═════ Provided material ═════
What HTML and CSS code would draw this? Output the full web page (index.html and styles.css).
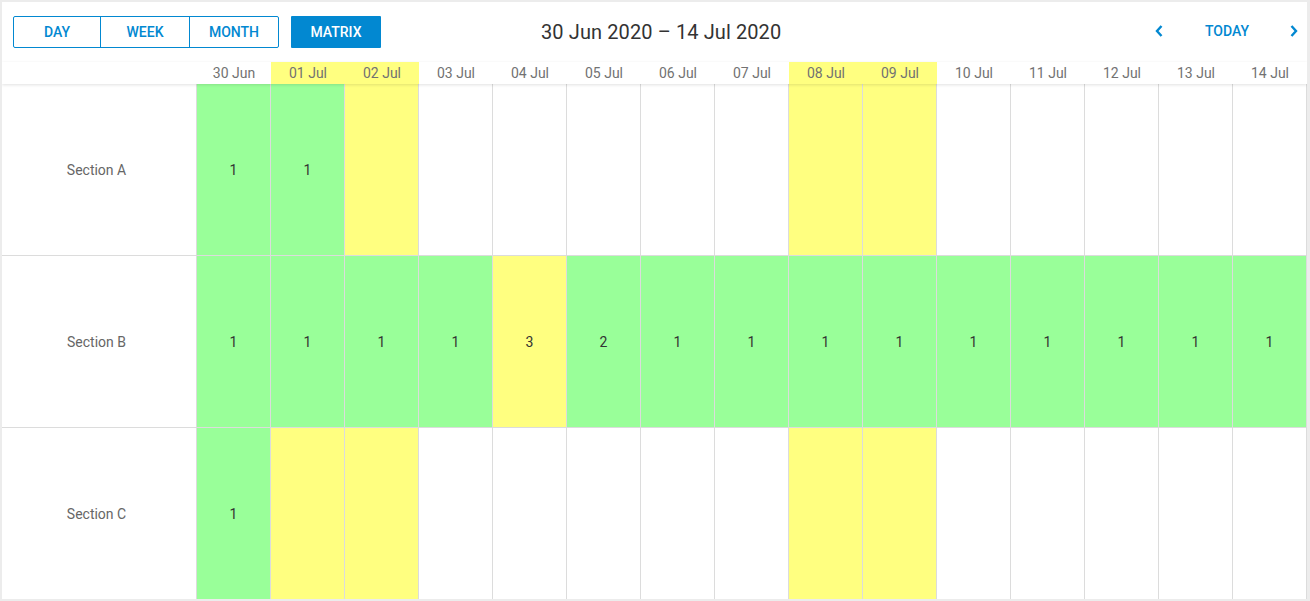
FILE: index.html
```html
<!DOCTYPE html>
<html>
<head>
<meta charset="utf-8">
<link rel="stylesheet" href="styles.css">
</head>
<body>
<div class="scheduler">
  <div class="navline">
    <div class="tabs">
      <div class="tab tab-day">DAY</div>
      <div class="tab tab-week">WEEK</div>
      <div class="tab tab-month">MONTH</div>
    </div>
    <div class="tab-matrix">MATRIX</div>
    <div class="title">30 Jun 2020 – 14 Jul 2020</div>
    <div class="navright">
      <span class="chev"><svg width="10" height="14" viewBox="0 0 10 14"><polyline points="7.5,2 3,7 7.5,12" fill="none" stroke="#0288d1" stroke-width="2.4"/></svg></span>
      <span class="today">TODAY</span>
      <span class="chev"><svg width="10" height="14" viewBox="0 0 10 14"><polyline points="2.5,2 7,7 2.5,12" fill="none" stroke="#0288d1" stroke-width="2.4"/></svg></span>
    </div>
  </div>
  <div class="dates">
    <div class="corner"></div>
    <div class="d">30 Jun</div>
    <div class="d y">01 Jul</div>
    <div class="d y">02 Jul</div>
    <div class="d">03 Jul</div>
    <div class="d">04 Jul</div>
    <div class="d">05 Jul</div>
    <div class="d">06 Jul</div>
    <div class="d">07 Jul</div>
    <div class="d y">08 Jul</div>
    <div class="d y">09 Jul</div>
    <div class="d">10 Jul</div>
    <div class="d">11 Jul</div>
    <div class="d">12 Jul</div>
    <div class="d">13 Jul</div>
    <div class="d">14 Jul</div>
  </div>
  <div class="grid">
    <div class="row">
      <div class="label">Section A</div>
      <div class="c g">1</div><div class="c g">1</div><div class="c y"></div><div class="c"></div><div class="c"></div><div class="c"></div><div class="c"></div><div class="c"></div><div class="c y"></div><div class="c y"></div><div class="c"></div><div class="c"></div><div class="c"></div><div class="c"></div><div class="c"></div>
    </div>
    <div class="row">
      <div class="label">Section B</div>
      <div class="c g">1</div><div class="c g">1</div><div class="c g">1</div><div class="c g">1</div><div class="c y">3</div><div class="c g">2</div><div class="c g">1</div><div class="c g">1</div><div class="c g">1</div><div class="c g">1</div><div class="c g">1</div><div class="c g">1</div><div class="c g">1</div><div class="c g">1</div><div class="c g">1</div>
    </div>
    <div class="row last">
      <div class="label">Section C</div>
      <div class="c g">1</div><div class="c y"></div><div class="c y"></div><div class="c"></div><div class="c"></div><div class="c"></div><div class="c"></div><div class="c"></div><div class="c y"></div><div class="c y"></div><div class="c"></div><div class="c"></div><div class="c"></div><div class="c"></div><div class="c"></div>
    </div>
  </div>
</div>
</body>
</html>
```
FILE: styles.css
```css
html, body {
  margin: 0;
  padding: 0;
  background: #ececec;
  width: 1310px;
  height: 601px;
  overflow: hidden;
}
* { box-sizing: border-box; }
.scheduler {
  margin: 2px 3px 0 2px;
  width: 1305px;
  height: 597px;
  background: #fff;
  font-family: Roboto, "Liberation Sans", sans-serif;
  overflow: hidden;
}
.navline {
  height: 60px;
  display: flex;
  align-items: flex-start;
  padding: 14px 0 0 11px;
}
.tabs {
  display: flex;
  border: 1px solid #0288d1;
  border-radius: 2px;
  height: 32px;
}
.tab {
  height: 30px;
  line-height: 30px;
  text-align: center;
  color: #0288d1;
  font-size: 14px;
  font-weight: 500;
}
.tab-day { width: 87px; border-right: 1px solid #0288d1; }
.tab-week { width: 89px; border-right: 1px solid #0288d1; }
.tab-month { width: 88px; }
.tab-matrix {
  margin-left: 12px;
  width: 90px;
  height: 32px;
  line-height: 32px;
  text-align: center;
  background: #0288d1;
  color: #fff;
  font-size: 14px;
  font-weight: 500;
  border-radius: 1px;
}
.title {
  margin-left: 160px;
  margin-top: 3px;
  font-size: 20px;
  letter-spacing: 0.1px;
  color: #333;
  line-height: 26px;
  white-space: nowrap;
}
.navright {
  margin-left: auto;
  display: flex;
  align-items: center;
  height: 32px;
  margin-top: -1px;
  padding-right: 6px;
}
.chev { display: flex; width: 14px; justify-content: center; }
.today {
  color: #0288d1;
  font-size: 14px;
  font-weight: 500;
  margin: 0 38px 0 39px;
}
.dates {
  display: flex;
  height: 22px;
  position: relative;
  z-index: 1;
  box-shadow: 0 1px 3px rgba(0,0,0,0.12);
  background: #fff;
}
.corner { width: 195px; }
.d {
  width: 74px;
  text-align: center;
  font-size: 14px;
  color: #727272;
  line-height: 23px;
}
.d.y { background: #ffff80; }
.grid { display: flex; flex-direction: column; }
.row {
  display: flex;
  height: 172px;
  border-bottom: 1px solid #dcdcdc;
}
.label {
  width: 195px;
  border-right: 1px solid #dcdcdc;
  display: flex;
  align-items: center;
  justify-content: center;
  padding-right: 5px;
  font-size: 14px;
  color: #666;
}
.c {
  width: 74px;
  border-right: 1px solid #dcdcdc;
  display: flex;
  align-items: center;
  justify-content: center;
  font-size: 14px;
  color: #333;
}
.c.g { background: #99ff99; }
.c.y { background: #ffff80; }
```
═════
All of the data above should be quoted exactly, except for the pictures.

What HTML and CSS code would draw this? Output the full web page (index.html and styles.css).
FILE: index.html
```html
<!DOCTYPE html>
<html>
<head>
<meta charset="utf-8">
<link rel="stylesheet" href="styles.css">
</head>
<body>
<div class="scheduler">
  <div class="navline">
    <div class="tabs">
      <div class="tab tab-day">DAY</div>
      <div class="tab tab-week">WEEK</div>
      <div class="tab tab-month">MONTH</div>
    </div>
    <div class="tab-matrix">MATRIX</div>
    <div class="title">30 Jun 2020 – 14 Jul 2020</div>
    <div class="navright">
      <span class="chev"><svg width="10" height="14" viewBox="0 0 10 14"><polyline points="7.5,2 3,7 7.5,12" fill="none" stroke="#0288d1" stroke-width="2.4"/></svg></span>
      <span class="today">TODAY</span>
      <span class="chev"><svg width="10" height="14" viewBox="0 0 10 14"><polyline points="2.5,2 7,7 2.5,12" fill="none" stroke="#0288d1" stroke-width="2.4"/></svg></span>
    </div>
  </div>
  <div class="dates">
    <div class="corner"></div>
    <div class="d">30 Jun</div>
    <div class="d y">01 Jul</div>
    <div class="d y">02 Jul</div>
    <div class="d">03 Jul</div>
    <div class="d">04 Jul</div>
    <div class="d">05 Jul</div>
    <div class="d">06 Jul</div>
    <div class="d">07 Jul</div>
    <div class="d y">08 Jul</div>
    <div class="d y">09 Jul</div>
    <div class="d">10 Jul</div>
    <div class="d">11 Jul</div>
    <div class="d">12 Jul</div>
    <div class="d">13 Jul</div>
    <div class="d">14 Jul</div>
  </div>
  <div class="grid">
    <div class="row">
      <div class="label">Section A</div>
      <div class="c g">1</div><div class="c g">1</div><div class="c y"></div><div class="c"></div><div class="c"></div><div class="c"></div><div class="c"></div><div class="c"></div><div class="c y"></div><div class="c y"></div><div class="c"></div><div class="c"></div><div class="c"></div><div class="c"></div><div class="c"></div>
    </div>
    <div class="row">
      <div class="label">Section B</div>
      <div class="c g">1</div><div class="c g">1</div><div class="c g">1</div><div class="c g">1</div><div class="c y">3</div><div class="c g">2</div><div class="c g">1</div><div class="c g">1</div><div class="c g">1</div><div class="c g">1</div><div class="c g">1</div><div class="c g">1</div><div class="c g">1</div><div class="c g">1</div><div class="c g">1</div>
    </div>
    <div class="row last">
      <div class="label">Section C</div>
      <div class="c g">1</div><div class="c y"></div><div class="c y"></div><div class="c"></div><div class="c"></div><div class="c"></div><div class="c"></div><div class="c"></div><div class="c y"></div><div class="c y"></div><div class="c"></div><div class="c"></div><div class="c"></div><div class="c"></div><div class="c"></div>
    </div>
  </div>
</div>
</body>
</html>
```
FILE: styles.css
```css
html, body {
  margin: 0;
  padding: 0;
  background: #ececec;
  width: 1310px;
  height: 601px;
  overflow: hidden;
}
* { box-sizing: border-box; }
.scheduler {
  margin: 2px 3px 0 2px;
  width: 1305px;
  height: 597px;
  background: #fff;
  font-family: Roboto, "Liberation Sans", sans-serif;
  overflow: hidden;
}
.navline {
  height: 60px;
  display: flex;
  align-items: flex-start;
  padding: 14px 0 0 11px;
}
.tabs {
  display: flex;
  border: 1px solid #0288d1;
  border-radius: 2px;
  height: 32px;
}
.tab {
  height: 30px;
  line-height: 30px;
  text-align: center;
  color: #0288d1;
  font-size: 14px;
  font-weight: 500;
}
.tab-day { width: 87px; border-right: 1px solid #0288d1; }
.tab-week { width: 89px; border-right: 1px solid #0288d1; }
.tab-month { width: 88px; }
.tab-matrix {
  margin-left: 12px;
  width: 90px;
  height: 32px;
  line-height: 32px;
  text-align: center;
  background: #0288d1;
  color: #fff;
  font-size: 14px;
  font-weight: 500;
  border-radius: 1px;
}
.title {
  margin-left: 160px;
  margin-top: 3px;
  font-size: 20px;
  letter-spacing: 0.1px;
  color: #333;
  line-height: 26px;
  white-space: nowrap;
}
.navright {
  margin-left: auto;
  display: flex;
  align-items: center;
  height: 32px;
  margin-top: -1px;
  padding-right: 6px;
}
.chev { display: flex; width: 14px; justify-content: center; }
.today {
  color: #0288d1;
  font-size: 14px;
  font-weight: 500;
  margin: 0 38px 0 39px;
}
.dates {
  display: flex;
  height: 22px;
  position: relative;
  z-index: 1;
  box-shadow: 0 1px 3px rgba(0,0,0,0.12);
  background: #fff;
}
.corner { width: 195px; }
.d {
  width: 74px;
  text-align: center;
  font-size: 14px;
  color: #727272;
  line-height: 23px;
}
.d.y { background: #ffff80; }
.grid { display: flex; flex-direction: column; }
.row {
  display: flex;
  height: 172px;
  border-bottom: 1px solid #dcdcdc;
}
.label {
  width: 195px;
  border-right: 1px solid #dcdcdc;
  display: flex;
  align-items: center;
  justify-content: center;
  padding-right: 5px;
  font-size: 14px;
  color: #666;
}
.c {
  width: 74px;
  border-right: 1px solid #dcdcdc;
  display: flex;
  align-items: center;
  justify-content: center;
  font-size: 14px;
  color: #333;
}
.c.g { background: #99ff99; }
.c.y { background: #ffff80; }
```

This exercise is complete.